Citizen and Subject: Contemporary Africa and the Legacy of Late Colonialism
Citizen and Subject: Contemporary Africa and the Legacy of Late Colonialism
Mahmood Mamdani offers a bold, insightful account of colonialism’s legacy. Through case studies of rural and urban resistance movements, we learn how institutional features fragment resistance and how states play off reform in one sector against repression in the other. Reforming institutional power is the key to democratic reform in Africa.

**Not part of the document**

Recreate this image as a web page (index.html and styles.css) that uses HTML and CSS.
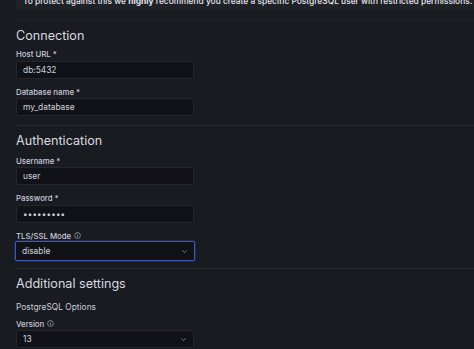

In analyzing the obstacles to democratization in post-independence Africa, Mahmood Mamdani offers a bold, insightful account of colonialism’s legacy–a bifurcated power that mediated racial domination through tribally organized local authorities, reproducing racial identity in citizens and ethnic identity in subjects. Many writers have understood colonial rule as either “direct” or “indirect”, with a third variant–apartheid–as exceptional. This benign terminology, Mamdani shows, masks the fact that these were actually variants of a despotism. Direct rule denied rights to subjects on racial grounds. Indirect rule incorporated them into a “customary” mode of rule, with state-appointed Native Authorities. By tapping authoritarian possibilities in culture, indirect rule set the pace for Africa; the French followed suit by changing from direct to indirect administration, while apartheid emerged relatively later. Apartheid, Mamdani shows, was actually the generic form of the colonial state in Africa. Through case studies of rural and urban resistance movements, we learn how these institutional features fragment resistance and how states tend to play off reform in one sector against repression in the other. Reforming a power that institutionally enforces tension between town and country, and between ethnicities, is the key challenge for anyone interested in democratic reform in Africa.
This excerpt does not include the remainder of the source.